# Post robotic economy



## BlueCoder (May 17, 2013)

As robotics replaces human labor how will economics adapt?

It's all boils down to trading. You must be able to produce something that other people want which you can trade for other things. A couple steps removed you work for someone producing something and they give you money directly which for the majority of the population is spent immediately.

The top issue is probably food. For farms you end up with very few producing all the food and labor will be virtually non existent.

Without individuals producing they don't have money to purchase products from businesses. Businesses will have no one to sell to. Few people will be able to earn money.

Economics up to now have been primarily based on labor of some form with the ultimate goal of the production of goods. How will capitalism survive?


P.S. If you know a good forum for this type of discussion please share.


----------



## qsecofr (May 17, 2013)

Unofficially:
Economics is the social science that analyzes the production, distribution, and consumption of goods and services.
Capitalism is an economic system based on the private ownership of the means of production, with the goal of making a profit.
Money, the main functions of which are distinguished as: a medium of exchange; a unit of account; a store of value.

Related terms, but not equivalent.

Your understanding of economies seems a bit skewed toward labor & tangible goods, neglecting services.  And the question posed might better be asked "... how will economies adapt?"  Economics will likely still analyze the same metrics, and exclaim surprise at "unexpected" gains/losses that invariably pop up month after month, report after report.  Such poor adaptation might one day lead to extinction, but economists still live among us.  And I'd be willing to bet they don't much like barter.

The 4th paragraph sounds supply-side-driven.  But it often seems, in practice, that economies are equally (if not more so) demand-side-driven.

So long as private property exists and is safeguarded, and exchange of goods & services is voluntary, capitalism ought to do fine.  

For those individuals unable to produce, serve instead.  It's not only production of tangible goods that drives an economy.  (but just in case I'm wrong I did buy farmland!)

Though, personally, I think the dissolution of trust will destroy economies (and more) sooner than robotics.  (but just in case I'm wrong I know how to program computers!)


----------



## DutchDaemon (May 17, 2013)

BlueCoder said:
			
		

> As robotics replaces human labor how will economics adapt?
> 
> P.S. If you know a good forum for this type of discussion please share.

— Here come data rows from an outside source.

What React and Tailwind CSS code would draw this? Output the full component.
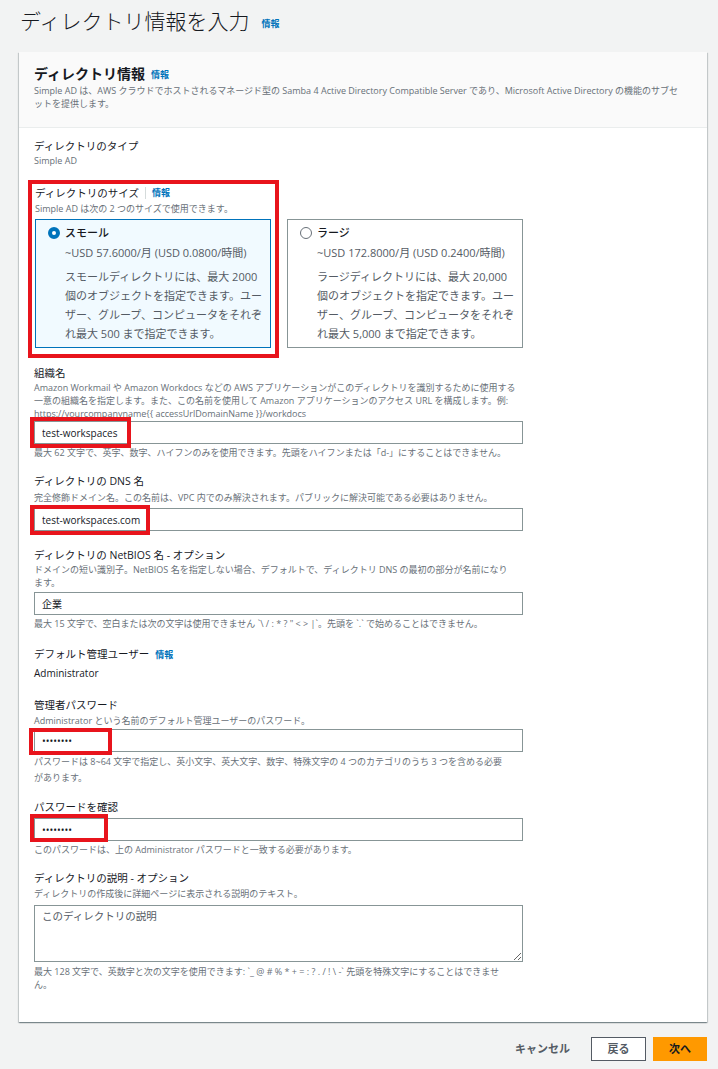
import React from 'react'

const font = { fontFamily: '"Open Sans", "Noto Sans CJK JP", sans-serif' }

const Info = ({ className = '' }) => (
  <span className={`text-[9px] font-bold text-[#0073bb] ${className}`}>情報</span>
)

const Label = ({ children, className = '' }) => (
  <div className={`text-[10.5px] leading-[15px] text-[#16191f] ${className}`}>{children}</div>
)

const Desc = ({ children, className = '' }) => (
  <div className={`whitespace-nowrap text-[9px] leading-[13px] text-[#687078] ${className}`}>{children}</div>
)

const Field = ({ value, type = 'text', mark, className = '' }) => (
  <div className={`relative w-[489px] ${className}`}>
    <input
      readOnly
      type={type}
      value={value}
      className="block h-[23px] w-full border border-[#879596] bg-white px-[7px] text-[10px] text-[#16191f] outline-none"
      style={font}
    />
    {mark && <div className={`pointer-events-none absolute border-4 border-[#e8141c] ${mark}`} />}
  </div>
)

const Radio = ({ checked }) =>
  checked ? (
    <span className="mt-[3px] block h-[12px] w-[12px] shrink-0 rounded-full border-4 border-[#0073bb] bg-white" />
  ) : (
    <span className="mt-[3px] block h-[12px] w-[12px] shrink-0 rounded-full border border-[#687078] bg-white" />
  )

const SizeTile = ({ checked, title, price, lines, className = '' }) => (
  <div
    className={`flex h-[129px] w-[236px] gap-[5px] border pl-[12px] pt-[4px] ${
      checked ? 'border-[#0073bb] bg-[#f1faff]' : 'border-[#879596] bg-white'
    } ${className}`}
  >
    <Radio checked={checked} />
    <div className="whitespace-nowrap text-[#545b64]">
      <div className="text-[11px] font-medium leading-[18px] text-[#16191f]">{title}</div>
      <div className="mt-[2px] text-[11px] leading-[18px]">{price}</div>
      <div className="mt-[5px] text-[11px] leading-[19px]">
        {lines.map((l) => (
          <div key={l}>{l}</div>
        ))}
      </div>
    </div>
  </div>
)

export default function App() {
  return (
    <div className="min-h-[1069px] bg-[#f2f3f3] pb-[9px]" style={font}>
      {/* Page title */}
      <div className="flex h-[40px] items-center pl-[20px] pt-[1px]">
        <h1 className="text-[21px] font-light leading-[28px] text-[#16191f]">ディレクトリ情報を入力</h1>
        <Info className="ml-[12px] mt-[6px]" />
      </div>

      {/* Card */}
      <div className="ml-[19px] mt-[12px] w-[688px] bg-white shadow-[0_1px_1px_0_rgba(0,28,36,0.3),1px_1px_1px_0_rgba(0,28,36,0.15),-1px_1px_1px_0_rgba(0,28,36,0.15)]">
        <div className="border-b border-[#eaeded] bg-[#fafafa] px-[15px] pb-[17px] pt-[12px]">
          <div className="flex items-center">
            <h2 className="text-[14px] font-bold leading-[20px] text-[#16191f]">ディレクトリ情報</h2>
            <Info className="ml-[6px] mt-[1px]" />
          </div>
          <Desc>
            Simple AD は、AWS クラウドでホストされるマネージド型の Samba 4 Active Directory Compatible Server であり、Microsoft Active
            Directory の機能のサブセ
            <br />
            ットを提供します。
          </Desc>
        </div>

        <div className="px-[15px] pb-[31px] pt-[10px]">
          <Label className="leading-[16px]">ディレクトリのタイプ</Label>
          <Desc className="leading-[14px]">Simple AD</Desc>

          {/* Size */}
          <div className="mt-[12px] flex items-end">
            <div className="-ml-[6px] border-4 border-[#e8141c] pb-[6px] pl-[3px] pr-[4px] pt-[1px]">
              <div className="flex items-center">
                <Label className="leading-[16px]">ディレクトリのサイズ</Label>
                <span className="mx-[6px] h-[12px] w-px bg-[#d5dbdb]" />
                <Info />
              </div>
              <Desc className="mt-[1px]">Simple AD は次の 2 つのサイズで使用できます。</Desc>
              <SizeTile
                checked
                className="mt-[4px]"
                title="スモール"
                price="~USD 57.6000/月 (USD 0.0800/時間)"
                lines={[
                  'スモールディレクトリには、最大 2000',
                  '個のオブジェクトを指定できます。ユー',
                  'ザー、グループ、コンピュータをそれぞ',
                  'れ最大 500 まで指定できます。',
                ]}
              />
            </div>
            <SizeTile
              className="mb-[10px] ml-[8px]"
              title="ラージ"
              price="~USD 172.8000/月 (USD 0.2400/時間)"
              lines={[
                'ラージディレクトリには、最大 20,000',
                '個のオブジェクトを指定できます。ユー',
                'ザー、グループ、コンピュータをそれぞ',
                'れ最大 5,000 まで指定できます。',
              ]}
            />
          </div>

          {/* Organization */}
          <Label className="mt-[8px]">組織名</Label>
          <Desc className="leading-[12.5px]">
            Amazon Workmail や Amazon Workdocs などの AWS アプリケーションがこのディレクトリを識別するために使用する
            <br />
            一意の組織名を指定します。また、この名前を使用して Amazon アプリケーションのアクセス URL を構成します。例:
            <br />
            https://yourcompanyname{'{{'} accessUrlDomainName {'}}'}/workdocs
          </Desc>
          <Field className="mt-[1px]" value="test-workspaces" mark="-left-[4px] -top-[4px] h-[31px] w-[101px]" />
          <Desc className="mt-[2px]">
            最大 62 文字で、英字、数字、ハイフンのみを使用できます。先頭をハイフンまたは「d-」にすることはできません。
          </Desc>

          {/* DNS */}
          <Label className="mt-[15px]">ディレクトリの DNS 名</Label>
          <Desc className="mt-[2px]">
            完全修飾ドメイン名。この名前は、VPC 内でのみ解決されます。パブリックに解決可能である必要はありません。
          </Desc>
          <Field className="mt-[4px]" value="test-workspaces.com" mark="-left-[4px] -top-[3px] h-[30px] w-[120px]" />

          {/* NetBIOS */}
          <Label className="mt-[17px]">ディレクトリの NetBIOS 名 - オプション</Label>
          <Desc>
            ドメインの短い識別子。NetBIOS 名を指定しない場合、デフォルトで、ディレクトリ DNS の最初の部分が名前になり
            <br />
            ます。
          </Desc>
          <Field className="mt-[3px]" value="企業" />
          <Desc className="mt-[2px]">
            最大 15 文字で、空白または次の文字は使用できません `\ / : * ? " &lt; &gt; |`。先頭を `.` で始めることはできません。
          </Desc>

          {/* Default admin */}
          <div className="mt-[17px] flex items-center">
            <Label>デフォルト管理ユーザー</Label>
            <Info className="ml-[6px]" />
          </div>
          <div className="mt-[3px] text-[10px] leading-[16px] text-[#16191f]">Administrator</div>

          {/* Admin password */}
          <Label className="mt-[17px]">管理者パスワード</Label>
          <Desc className="mt-[1px]">Administrator という名前のデフォルト管理ユーザーのパスワード。</Desc>
          <Field
            className="mt-[2px]"
            type="password"
            value="abcdefgh"
            mark="-left-[5px] -top-[1px] h-[27px] w-[83px]"
          />
          <Desc className="mt-[2px] leading-[16px]">
            パスワードは 8~64 文字で指定し、英小文字、英大文字、数字、特殊文字の 4 つのカテゴリのうち 3 つを含める必要
            <br />
            があります。
          </Desc>

          {/* Confirm */}
          <Label className="mt-[14px]">パスワードを確認</Label>
          <Field
            className="mt-[3px]"
            type="password"
            value="abcdefgh"
            mark="-left-[4px] -top-[4px] h-[28px] w-[78px]"
          />
          <Desc className="mt-[2px]">このパスワードは、上の Administrator パスワードと一致する必要があります。</Desc>

          {/* Description */}
          <Label className="mt-[15px]">ディレクトリの説明 - オプション</Label>
          <Desc className="mt-[1px]">ディレクトリの作成後に詳細ページに表示される説明のテキスト。</Desc>
          <textarea
            readOnly
            placeholder="このディレクトリの説明"
            className="mt-[5px] block h-[57px] w-[489px] border border-[#879596] bg-white px-[7px] py-[3px] text-[10.5px] text-[#16191f] outline-none placeholder:text-[#545b64]"
            style={font}
          />
          <Desc className="mt-[3px]">
            最大 128 文字で、英数字と次の文字を使用できます: `_ @ # % * + = : ? . / ! \ -` 先頭を特殊文字にすることはできませ
            <br />
            ん。
          </Desc>
        </div>
      </div>

      {/* Actions */}
      <div className="mr-[11px] mt-[15px] flex items-center justify-end">
        <span className="mr-[21px] text-[11px] font-bold text-[#545b64]">キャンセル</span>
        <button className="h-[24px] w-[55px] border border-[#545b64] bg-white text-[11px] font-bold text-[#545b64]">
          戻る
        </button>
        <button className="ml-[7px] h-[24px] w-[54px] bg-[#ff9900] text-[11px] font-bold text-[#16191f]">次へ</button>
      </div>
    </div>
  )
}
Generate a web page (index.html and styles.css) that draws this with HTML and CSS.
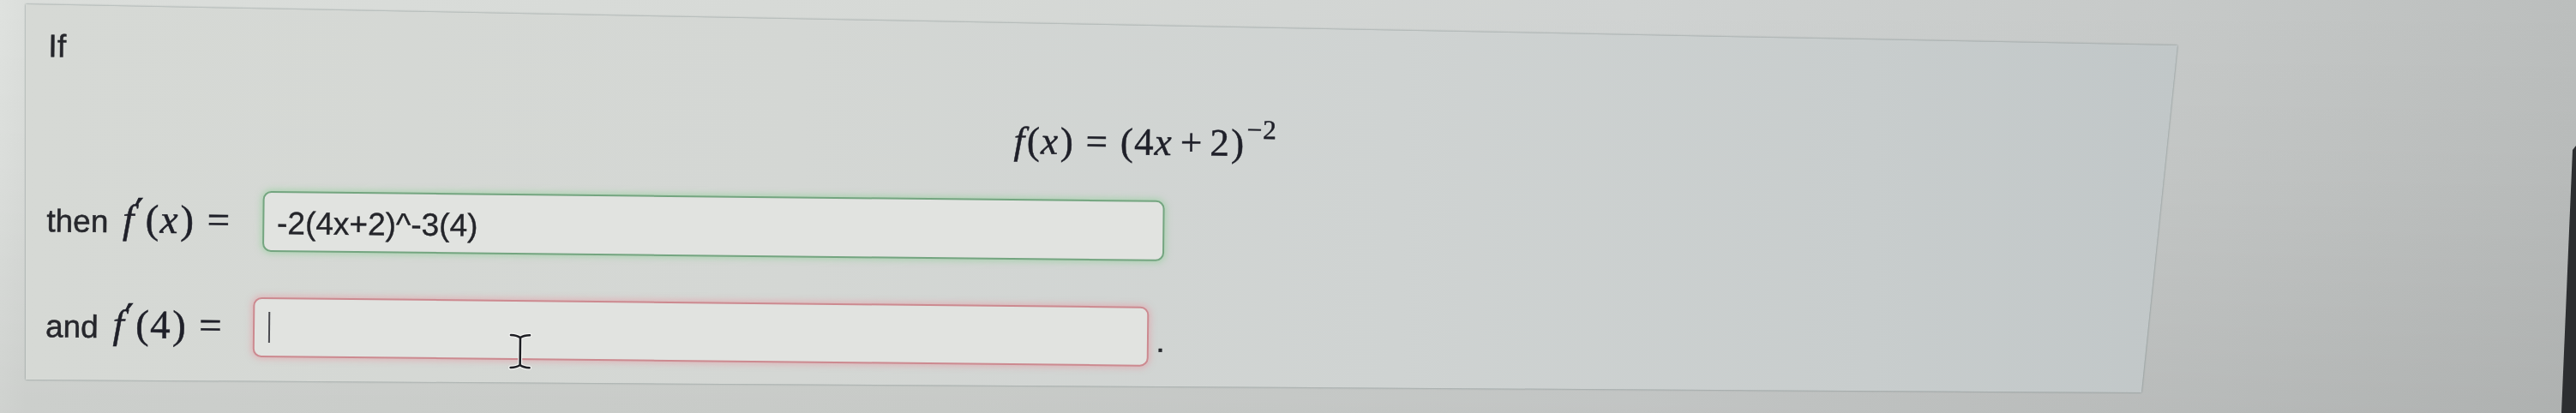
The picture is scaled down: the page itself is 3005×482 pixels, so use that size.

Sounds like pretty standard transhumanism / posthumanism fare to me, so http://thetranshumanist.com/forum/index.php might work for you. You will also likely find much of interest at Kurzweil AI and H+ Magazine.


----------



## torr_from_fallout2 (May 17, 2013)

Read about this group:
http://en.wikipedia.org/wiki/Technocracy_movement

And visit:
http://www.technocracy.ca/tiki-index.php


----------



## BlueCoder (May 19, 2013)

Thanks for the forum recommendations Dutch.

And as far as Technocracy I had read about it before and I just don't see everyone else letting engineers run the world. The engineering mindset is almost incompatible with political horse trading and compromising which is required in a society filled with different values, goals and objectives.

For qsecofr:

I do realize I skipped over services such as entertainment. But I wanted to keep the post simple and I'm more interested about fundamentals and population: food and shelter. It's the foundation upon which everything else is built. Once you get those fundamentals down it is easy to integrate services, recreation and luxury.


----------



## torr_from_fallout2 (May 22, 2013)

*Try these...*



			
				BlueCoder said:
			
		

> Thanks for the forum recommendations Dutch.
> 
> And as far as Technocracy I had read about it before and I just don't see everyone else letting engineers run the world. The engineering mindset is almost incompatible with political horse trading and compromising which is required in a society filled with different values, goals and objectives.
> 
> ...



Hmmmmmm fair enough. Lets agree to disagree, I do not agree with you.

Technocracy aside, heres one with less fangs, have a look at:
http://www.thevenusproject.com/

Also, look up "zero growth" economics on google as its probably more in line with your line of thinking:
http://en.wikipedia.org/wiki/Zero_growth


----------